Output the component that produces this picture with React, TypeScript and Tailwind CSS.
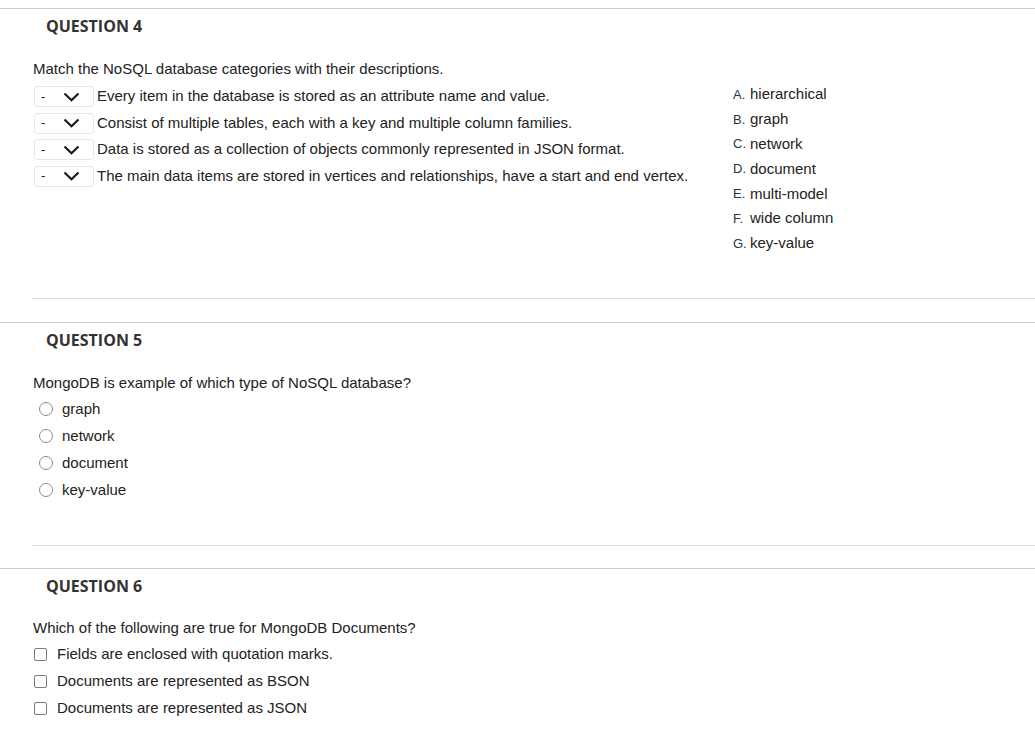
const body = { fontFamily: '"Liberation Sans", Arial, sans-serif' }
const head = { fontFamily: '"Open Sans", "Liberation Sans", sans-serif' }

const matchRows = [
  'Every item in the database is stored as an attribute name and value.',
  'Consist of multiple tables, each with a key and multiple column families.',
  'Data is stored as a collection of objects commonly represented in JSON format.',
  'The main data items are stored in vertices and relationships, have a start and end vertex.',
]

const answers = [
  ['A.', 'hierarchical'],
  ['B.', 'graph'],
  ['C.', 'network'],
  ['D.', 'document'],
  ['E.', 'multi-model'],
  ['F.', 'wide column'],
  ['G.', 'key-value'],
]

function Chevron() {
  return (
    <svg width="17" height="10" viewBox="0 0 17 10" className="ml-auto mr-[13px]">
      <polyline points="1.5,1.5 8.5,8.2 15.5,1.5" fill="none" stroke="#1a1a1a" strokeWidth="2.2" />
    </svg>
  )
}

function Heading({ children }: { children: string }) {
  return (
    <div className="pl-[46px] pt-[7px] h-[27px] text-[16px] leading-[20px] font-bold text-[#333]" style={head}>
      {children}
    </div>
  )
}

export default function App() {
  return (
    <div className="w-[1035px] h-[738px] overflow-hidden bg-white text-[#222] pt-[8px]" style={body}>
      {/* Question 4 */}
      <div className="border-t border-[#cfcfcf]">
        <Heading>QUESTION 4</Heading>
        <div className="pl-[33px] mt-[24px] text-[15px] leading-[18px]">
          Match the NoSQL database categories with their descriptions.
        </div>
        <div className="flex mt-[4px]">
          <div className="pl-[34px] w-[733px] flex flex-col gap-[5.5px] pt-[4px]">
            {matchRows.map((t) => (
              <div key={t} className="flex items-center h-[21px]">
                <div className="w-[60px] h-[21px] border border-[#e6e6e6] rounded-[3px] flex items-center pl-[6px] text-[13px]">
                  <span>-</span>
                  <Chevron />
                </div>
                <span className="ml-[3px] text-[15px] whitespace-nowrap">{t}</span>
              </div>
            ))}
          </div>
          <div className="flex flex-col">
            {answers.map(([l, t]) => (
              <div key={l} className="flex items-center h-[24.85px] text-[15px]">
                <span className="w-[17px] text-[13px] text-[#333]">{l}</span>
                <span>{t}</span>
              </div>
            ))}
          </div>
        </div>
        <div className="ml-[32px] mt-[42px] border-t border-[#dcdcdc]" />
      </div>

      {/* Question 5 */}
      <div className="mt-[23px] border-t border-[#cfcfcf]">
        <Heading>QUESTION 5</Heading>
        <div className="pl-[33px] mt-[24px] text-[15px] leading-[18px]">
          MongoDB is example of which type of NoSQL database?
        </div>
        <div className="mt-[4px] pl-[39px] flex flex-col">
          {['graph', 'network', 'document', 'key-value'].map((o) => (
            <div key={o} className="flex items-center h-[27px] text-[15px]">
              <span className="w-[14px] h-[14px] rounded-full border border-[#8c8c8c] bg-white" />
              <span className="ml-[9px]">{o}</span>
            </div>
          ))}
        </div>
        <div className="ml-[32px] mt-[41px] border-t border-[#dcdcdc]" />
      </div>

      {/* Question 6 */}
      <div className="mt-[22px] border-t border-[#cfcfcf]">
        <Heading>QUESTION 6</Heading>
        <div className="pl-[33px] mt-[23px] text-[15px] leading-[18px]">
          Which of the following are true for MongoDB Documents?
        </div>
        <div className="mt-[4px] pl-[34px] flex flex-col">
          {[
            'Fields are enclosed with quotation marks.',
            'Documents are represented as BSON',
            'Documents are represented as JSON',
          ].map((o) => (
            <div key={o} className="flex items-center h-[27px] text-[15px]">
              <span className="w-[13px] h-[13px] rounded-[2px] border border-[#7a7a7a] bg-white" />
              <span className="ml-[10px]">{o}</span>
            </div>
          ))}
        </div>
      </div>
    </div>
  )
}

+ + +

GOAL: Pictures are excluded; output everything else in the data verbatim.

FINAL RESULT:
Output the component that produces this picture with React, TypeScript and Tailwind CSS.
const body = { fontFamily: '"Liberation Sans", Arial, sans-serif' }
const head = { fontFamily: '"Open Sans", "Liberation Sans", sans-serif' }

const matchRows = [
  'Every item in the database is stored as an attribute name and value.',
  'Consist of multiple tables, each with a key and multiple column families.',
  'Data is stored as a collection of objects commonly represented in JSON format.',
  'The main data items are stored in vertices and relationships, have a start and end vertex.',
]

const answers = [
  ['A.', 'hierarchical'],
  ['B.', 'graph'],
  ['C.', 'network'],
  ['D.', 'document'],
  ['E.', 'multi-model'],
  ['F.', 'wide column'],
  ['G.', 'key-value'],
]

function Chevron() {
  return (
    <svg width="17" height="10" viewBox="0 0 17 10" className="ml-auto mr-[13px]">
      <polyline points="1.5,1.5 8.5,8.2 15.5,1.5" fill="none" stroke="#1a1a1a" strokeWidth="2.2" />
    </svg>
  )
}

function Heading({ children }: { children: string }) {
  return (
    <div className="pl-[46px] pt-[7px] h-[27px] text-[16px] leading-[20px] font-bold text-[#333]" style={head}>
      {children}
    </div>
  )
}

export default function App() {
  return (
    <div className="w-[1035px] h-[738px] overflow-hidden bg-white text-[#222] pt-[8px]" style={body}>
      {/* Question 4 */}
      <div className="border-t border-[#cfcfcf]">
        <Heading>QUESTION 4</Heading>
        <div className="pl-[33px] mt-[24px] text-[15px] leading-[18px]">
          Match the NoSQL database categories with their descriptions.
        </div>
        <div className="flex mt-[4px]">
          <div className="pl-[34px] w-[733px] flex flex-col gap-[5.5px] pt-[4px]">
            {matchRows.map((t) => (
              <div key={t} className="flex items-center h-[21px]">
                <div className="w-[60px] h-[21px] border border-[#e6e6e6] rounded-[3px] flex items-center pl-[6px] text-[13px]">
                  <span>-</span>
                  <Chevron />
                </div>
                <span className="ml-[3px] text-[15px] whitespace-nowrap">{t}</span>
              </div>
            ))}
          </div>
          <div className="flex flex-col">
            {answers.map(([l, t]) => (
              <div key={l} className="flex items-center h-[24.85px] text-[15px]">
                <span className="w-[17px] text-[13px] text-[#333]">{l}</span>
                <span>{t}</span>
              </div>
            ))}
          </div>
        </div>
        <div className="ml-[32px] mt-[42px] border-t border-[#dcdcdc]" />
      </div>

      {/* Question 5 */}
      <div className="mt-[23px] border-t border-[#cfcfcf]">
        <Heading>QUESTION 5</Heading>
        <div className="pl-[33px] mt-[24px] text-[15px] leading-[18px]">
          MongoDB is example of which type of NoSQL database?
        </div>
        <div className="mt-[4px] pl-[39px] flex flex-col">
          {['graph', 'network', 'document', 'key-value'].map((o) => (
            <div key={o} className="flex items-center h-[27px] text-[15px]">
              <span className="w-[14px] h-[14px] rounded-full border border-[#8c8c8c] bg-white" />
              <span className="ml-[9px]">{o}</span>
            </div>
          ))}
        </div>
        <div className="ml-[32px] mt-[41px] border-t border-[#dcdcdc]" />
      </div>

      {/* Question 6 */}
      <div className="mt-[22px] border-t border-[#cfcfcf]">
        <Heading>QUESTION 6</Heading>
        <div className="pl-[33px] mt-[23px] text-[15px] leading-[18px]">
          Which of the following are true for MongoDB Documents?
        </div>
        <div className="mt-[4px] pl-[34px] flex flex-col">
          {[
            'Fields are enclosed with quotation marks.',
            'Documents are represented as BSON',
            'Documents are represented as JSON',
          ].map((o) => (
            <div key={o} className="flex items-center h-[27px] text-[15px]">
              <span className="w-[13px] h-[13px] rounded-[2px] border border-[#7a7a7a] bg-white" />
              <span className="ml-[10px]">{o}</span>
            </div>
          ))}
        </div>
      </div>
    </div>
  )
}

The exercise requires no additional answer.